With a short letter to the editor of his hometown paper, the Asbury Park Press, Bruce Springsteen sided with anti-poverty and children’s advocates, teachers, and other New Jersey residents who oppose Gov. Christie’s cuts-only approach to the state’s budget gap.

The letter was a response to an article about rising poverty amidst budget cuts to the very programs that assist low- and moderate-income families in the state.  Springsteen praised the article for being “one of the few that highlights the contradictions between a policy of large tax cuts, on the one hand, and cuts in services to those in the most dire conditions, on the other.”

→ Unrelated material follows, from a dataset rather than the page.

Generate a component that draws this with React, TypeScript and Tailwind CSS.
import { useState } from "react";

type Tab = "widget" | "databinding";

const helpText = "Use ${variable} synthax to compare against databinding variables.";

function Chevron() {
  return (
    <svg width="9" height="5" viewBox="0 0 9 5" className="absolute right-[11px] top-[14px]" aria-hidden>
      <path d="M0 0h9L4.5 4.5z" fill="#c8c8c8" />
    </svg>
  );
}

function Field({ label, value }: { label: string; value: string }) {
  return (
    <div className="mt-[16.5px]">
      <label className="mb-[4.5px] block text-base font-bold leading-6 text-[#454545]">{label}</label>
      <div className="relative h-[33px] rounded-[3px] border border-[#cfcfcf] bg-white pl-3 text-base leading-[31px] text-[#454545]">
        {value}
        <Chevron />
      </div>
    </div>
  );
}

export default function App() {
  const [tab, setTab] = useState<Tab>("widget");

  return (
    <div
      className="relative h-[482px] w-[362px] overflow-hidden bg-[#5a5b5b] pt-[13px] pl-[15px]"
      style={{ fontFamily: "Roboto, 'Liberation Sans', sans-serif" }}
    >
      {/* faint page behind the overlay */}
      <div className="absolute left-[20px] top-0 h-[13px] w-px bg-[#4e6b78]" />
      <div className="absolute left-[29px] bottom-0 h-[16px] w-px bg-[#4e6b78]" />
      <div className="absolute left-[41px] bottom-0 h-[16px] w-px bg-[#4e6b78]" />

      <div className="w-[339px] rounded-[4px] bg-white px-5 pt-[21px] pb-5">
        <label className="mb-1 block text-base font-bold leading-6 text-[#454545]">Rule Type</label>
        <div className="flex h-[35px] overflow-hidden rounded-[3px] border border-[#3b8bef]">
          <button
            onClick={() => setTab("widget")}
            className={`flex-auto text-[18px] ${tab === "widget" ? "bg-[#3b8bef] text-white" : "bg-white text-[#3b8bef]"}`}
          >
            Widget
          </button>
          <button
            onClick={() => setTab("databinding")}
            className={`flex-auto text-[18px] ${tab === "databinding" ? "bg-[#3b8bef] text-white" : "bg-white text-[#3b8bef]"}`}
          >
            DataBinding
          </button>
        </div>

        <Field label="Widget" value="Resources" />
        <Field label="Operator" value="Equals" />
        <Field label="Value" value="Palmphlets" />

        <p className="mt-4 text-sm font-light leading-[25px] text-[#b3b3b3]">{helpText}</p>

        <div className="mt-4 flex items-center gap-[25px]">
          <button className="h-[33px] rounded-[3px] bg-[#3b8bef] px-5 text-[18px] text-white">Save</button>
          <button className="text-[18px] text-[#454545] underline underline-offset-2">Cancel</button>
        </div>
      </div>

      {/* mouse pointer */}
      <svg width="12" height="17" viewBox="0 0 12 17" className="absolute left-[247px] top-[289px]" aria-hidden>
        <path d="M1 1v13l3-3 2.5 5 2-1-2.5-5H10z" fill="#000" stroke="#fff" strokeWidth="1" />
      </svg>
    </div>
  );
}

The letter has forced Governor Christie to spend the past week defending his cuts to critical and core services and his adamant objection to reinstating a tax on New Jersey millionaires. 

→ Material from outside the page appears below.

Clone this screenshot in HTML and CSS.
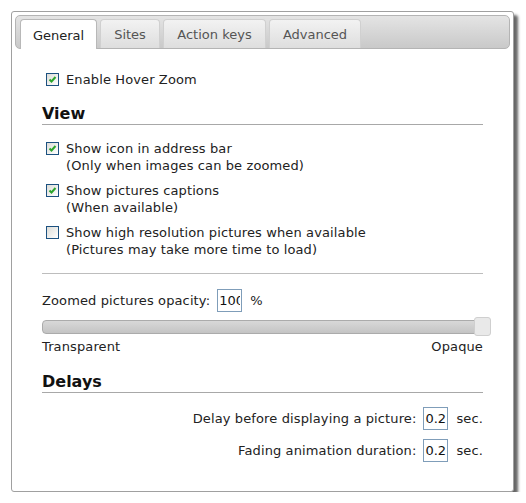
FILE: index.html
```html
<!DOCTYPE html>
<html>
<head>
<meta charset="utf-8">
<link rel="stylesheet" href="styles.css">
</head>
<body>
<div class="window">
  <div class="tabbar">
    <div class="tab active">General</div>
    <div class="tab t-sites">Sites</div>
    <div class="tab t-keys">Action keys</div>
    <div class="tab t-adv">Advanced</div>
  </div>
  <div class="content">
    <div class="check first">
      <span class="box on"><svg viewBox="0 0 13 13" width="13" height="13"><path d="M3.5 6.5 L5.5 8.5 L9.5 4" fill="none" stroke="#2ca52c" stroke-width="2"/></svg></span>
      <span class="label">Enable Hover Zoom</span>
    </div>

    <h2 class="heading view">View</h2>

    <div class="check">
      <span class="box on"><svg viewBox="0 0 13 13" width="13" height="13"><path d="M3.5 6.5 L5.5 8.5 L9.5 4" fill="none" stroke="#2ca52c" stroke-width="2"/></svg></span>
      <span class="label">Show icon in address bar<br>(Only when images can be zoomed)</span>
    </div>
    <div class="check">
      <span class="box on"><svg viewBox="0 0 13 13" width="13" height="13"><path d="M3.5 6.5 L5.5 8.5 L9.5 4" fill="none" stroke="#2ca52c" stroke-width="2"/></svg></span>
      <span class="label">Show pictures captions<br>(When available)</span>
    </div>
    <div class="check">
      <span class="box"></span>
      <span class="label">Show high resolution pictures when available<br>(Pictures may take more time to load)</span>
    </div>

    <div class="rule"></div>

    <div class="opacity-row">
      <span>Zoomed pictures opacity:</span>
      <input class="num" type="text" value="100">
      <span>%</span>
    </div>
    <div class="slider">
      <div class="track"></div>
      <div class="thumb"></div>
    </div>
    <div class="slider-labels">
      <span>Transparent</span>
      <span>Opaque</span>
    </div>

    <h2 class="heading delays">Delays</h2>

    <div class="delay-row">
      <span>Delay before displaying a picture:</span>
      <input class="num" type="text" value="0.2">
      <span>sec.</span>
    </div>
    <div class="delay-row">
      <span>Fading animation duration:</span>
      <input class="num" type="text" value="0.2">
      <span>sec.</span>
    </div>
  </div>
</div>
</body>
</html>
```
FILE: styles.css
```css
html, body {
  margin: 0;
  padding: 0;
  background: #ffffff;
}
body {
  font-family: "DejaVu Sans", Verdana, sans-serif;
  font-size: 13px;
  letter-spacing: 0.12px;
  color: #222;
}
.window {
  box-sizing: border-box;
  margin: 11px 0 0 11px;
  width: 503px;
  height: 481px;
  border: 1px solid #a0a0a0;
  border-radius: 3px;
  padding: 3px;
  background: #fff;
  box-shadow: 4px 4px 3px rgba(0, 0, 0, 0.6);
}
.tabbar {
  box-sizing: border-box;
  height: 34px;
  border: 1px solid #b4b4b4;
  border-radius: 5px;
  background: linear-gradient(#e4e4e4, #c9c9c9);
  display: flex;
  align-items: flex-end;
  padding-left: 4px;
  gap: 3px;
}
.tab {
  box-sizing: border-box;
  height: 29px;
  border-radius: 4px 4px 0 0;
  background: linear-gradient(#f2f2f2, #dedede);
  border: 1px solid #d0d0d0;
  border-bottom: none;
  color: #555;
  display: flex;
  align-items: center;
  justify-content: center;
  padding-top: 1px;
  letter-spacing: 0;
}
.tab.active {
  width: 77px;
  background: #fff;
  border-color: #b8b8b8;
  color: #222;
  height: 30px;
  margin-bottom: -1px;
}
.t-sites { width: 60px; }
.t-keys { width: 103px; }
.t-adv { width: 92px; }
.content {
  padding: 0 27px;
}
.check {
  display: flex;
  align-items: flex-start;
  margin-top: 8px;
  line-height: 17px;
}
.check.first {
  margin-top: 22px;
}
.box {
  box-sizing: border-box;
  flex: none;
  width: 13px;
  height: 13px;
  margin: 2px 7px 0 4px;
  border: 1px solid #1c5180;
  background: linear-gradient(135deg, #dcdcd7, #ffffff);
  display: flex;
}
.box svg {
  display: block;
  margin: -1px;
}
.heading {
  margin: 17px 0 15px;
  font-size: 16px;
  font-weight: bold;
  line-height: 18px;
  letter-spacing: 0;
  border-bottom: 1px solid #a8a8a8;
  padding-bottom: 1px;
  color: #111;
}
.rule {
  height: 1px;
  background: #bdbdbd;
  margin: 15px 0 15px;
}
.opacity-row, .delay-row {
  display: flex;
  align-items: center;
  gap: 6px;
  line-height: 17px;
}
.num {
  box-sizing: border-box;
  width: 25px;
  height: 23px;
  border: 1px solid #7f9db9;
  padding: 0 1px;
  font-family: "DejaVu Sans", Verdana, sans-serif;
  font-size: 13px;
  color: #111;
  margin: 0 2px 0 1px;
  background: #fff;
}
.slider {
  position: relative;
  margin-top: 8px;
  height: 14px;
}
.track {
  box-sizing: border-box;
  height: 14px;
  border: 1px solid #ababab;
  border-radius: 4px;
  background: linear-gradient(#d8d8d8, #c4c4c4);
  margin-right: 4px;
}
.thumb {
  position: absolute;
  right: -8px;
  top: -3px;
  box-sizing: border-box;
  width: 17px;
  height: 19px;
  border: 1px solid #cfcfcf;
  border-radius: 3px;
  background: #e9e9e9;
}
.slider-labels {
  display: flex;
  justify-content: space-between;
  margin-top: 4px;
  line-height: 17px;
}
.heading.delays {
  margin: 18px 0 14px;
}
.delay-row {
  justify-content: flex-end;
  margin-bottom: 9px;
}
```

New Jersey Senate and Assembly Democrats support a plan to raise $600 million in revenue by instating a surcharge on households with taxable income of more than $1 million (the households impacted make up less than half of one percent of the state’s taxpayers). 

A similar policy was in place temporarily in 2009.  Democrats passed a bill to reinstate the surcharge last summer, but the governor vetoed the bill and has vowed to do the same this year. 

During the governor’s ABC News interview this week, Diane Sawyer said that Springsteen “has written a letter in which he says that it’s simply a contradiction between your large tax cuts including for really rich people and doing things that change education for the kids that affect teachers, cut the services to those in the most dire conditions.” 

Christie responded that Springsteen is a liberal who “believes that we should be raising taxes all the time on everyone to do all the things that he’d like to see government do.”

Reason to Believe in the Role of the State

Of course, Springsteen is right that in a time of economic distress, when demand for state-funded services has increased alongside growing poverty, states more than ever need to focus on education, assistance to families and communities in need, and keeping the public healthy and safe, which will in turn support economic recovery.  To do this, New Jersey must have adequate revenue.

Christie Stands Up for the Mansion on the Hill

Christie went on to suggest that it was the previous New Jersey governor, Jon Corzine, who cut taxes on millionaires, which is a completely false statement.  When Corzine was governor, he enacted a temporary increase on millionaire’s that expired after tax year 2009.  As previously noted, a bill passed the Senate and Assembly last year to reinstate the tax, but Christie vetoed it and continues to voice opposition to any tax on millionaires. 

When Sawyer pressed him more on the issue, Christie argued that the tax would “only raise $600 million.”  While $600 million may be only loose change to Christie, that money would go a long way to the hard-working New Jersey families struggling to make ends meet in the face of more and more cuts to the very services they depend on. 

The honest truth is that Christie would rather shrink government at the expense of the vast majority of New Jerseyans than ruffle the feathers of millionaires.